19th CPC Central Committee's 6th plenary session meaningful for mankind

Source
CGTN.COM
Editor
Chen Zhuo
Time
2021-12-02 15:54:20

The Political Bureau of the Communist Party of China (CPC) Central Committee presides over the sixth plenary session of the 19th CPC Central Committee in Beijing, capital of China, November 8, 2021. /Xinhua

Editor's note:Wolfram Adolphi comes from the Rosa Luxemburg Foundation centered in Germany. He is a political scientist and sinologist, and has done research on Chinese politics and the CPC for more than 40 years. The article reflects the author's opinions and not necessarily the views of CGTN.

As a German Marxist China watcher who has analyzed China's development and political decision-making for 45 years, I am deeply impressed by the Communist Party of China (CPC) Central Committee's 19th plenary session and especially by its adoption of the third "historical resolution."

Since the beginning of my Chinese studies in the 1970s, I focused my research on the links between past, present and future. Incidentally, I started my university career in September 1976, when the Chinese Chairman Mao Zedong died. I remember very well the debates which took place in the Asian country as well as in the two German States, the Soviet Union, the United States and elsewhere in the world about the historic role of Mao, the outstanding leader of the anti-Japanese resistance war, who passed the Party's first "historical resolution" in 1945.

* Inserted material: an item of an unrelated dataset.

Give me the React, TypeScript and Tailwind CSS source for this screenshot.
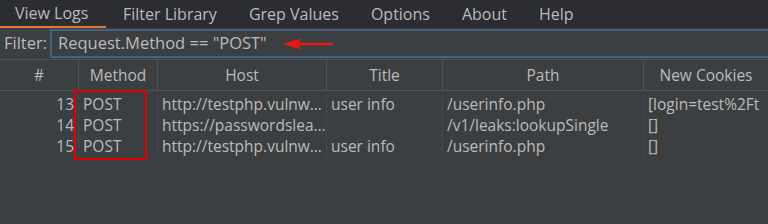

Subsequently, I read with interest the second "historical resolution" by Deng Xiaoping in 1981, which presented us with the results of a discussion of some thousand Party members about the Party history and especially about the role that Mao Zedong played in it. Since then, I learn with satisfaction about the ideological practice of the CPC to link her actual political programs and visions with Marxism-Leninism as well as with Mao Zedong Thought, Deng Xiaoping Theory, Jiang Zemin's Theory of Three Representations and Hu Jintao's Scientific Outlook on Development. The 100-year-old history of the CPC clearly shows her ability to dialectically renew herself and to find answers to the changing challenges of the modern world.

Starting my Chinese studies in the socialist German Democratic Republic, I grew up in a society which felt closely linked with the Chinese revolution and paid remarkable attention to the history of solidarity between Chinese and German revolutionaries in the 1920s and 1930s. When I named my personal website asiaticus.de, I had in mind the German communist Heinz Grczyb, who – using the alias Asiaticus – at the time reported about the Chinese revolution. In 1935, when he wrote about the CPC's Long March, he already foresaw the big meaning that this march would have for Chinese development, and one can easily understand how important such news was for the readers who – living in exile forced on them by the German fascist leadership – badly needed such signals of hope.

Asiaticus, in China known as Xi Bo, died almost exactly 80 years before, on November 30, 1941, during fighting between troops of the Eighth Route Army and the Japanese invaders. He and another German communist who fought with the CPC – the military adviser Otto Braun, in China known as Li De and one of only a few foreigners who took part in the Long March – stayed essential for my China approach until today.

For me, the 100-year-old history of the CPC is a development not only important for China, but for mankind. China's decisions for the future are decisive for the whole world. To slow down climate change, to solve the urgent problems of ecological development, to keep up with digitalization, to create a worldwide system of collective security and finally to come to lasting peace – this all is unthinkable without China.

A national flag-raising ceremony is held at Tian'anmen Square during the celebration of the centenary of the CPC in Beijing, China, July 1, 2021. /Xinhua

Unfortunately, Western leaders have a problem with accepting this. Obviously, they are not willing to understand that the growing role that China plays is not damage to the world but the renaissance of normality. Instead of taking this development as a chance for a new type of cooperation and a common approach to the world's problems, they perceive it as a "new Cold War," a new "conflict of systems" and a revival of old enemy images.

That has a lot to do with history. They take the situation that the imperialist countries created in the 19th century with their opium wars and the semi-colonization of China as granted every time. They keep to the old world view created after World War II when they started their politics of roll back and containment. Until today, they take it for normal to maintain their military bases around the world and especially in the close neighborhood to China.

But this is backward-looking and dangerous. It does not solve problems but creates new ones. It heightens the danger of open conflict and war.

Discussing these questions in my country Germany, I bid for curiousness. Curiousness instead of prejudice. Curiousness with the aim of understanding the different approaches to social organization, democracy and human rights. Curiousness to understand the unique role of the communist party in past and present and the national interests of China, which, of course, are different from that of Germany but nevertheless part of the common interests of mankind to cope with the challenges of the future. In developing a vision that China will become a "fully developed, rich, and powerful" nation in 2049, the CPC sends a very interesting signal of far-sighted social planning.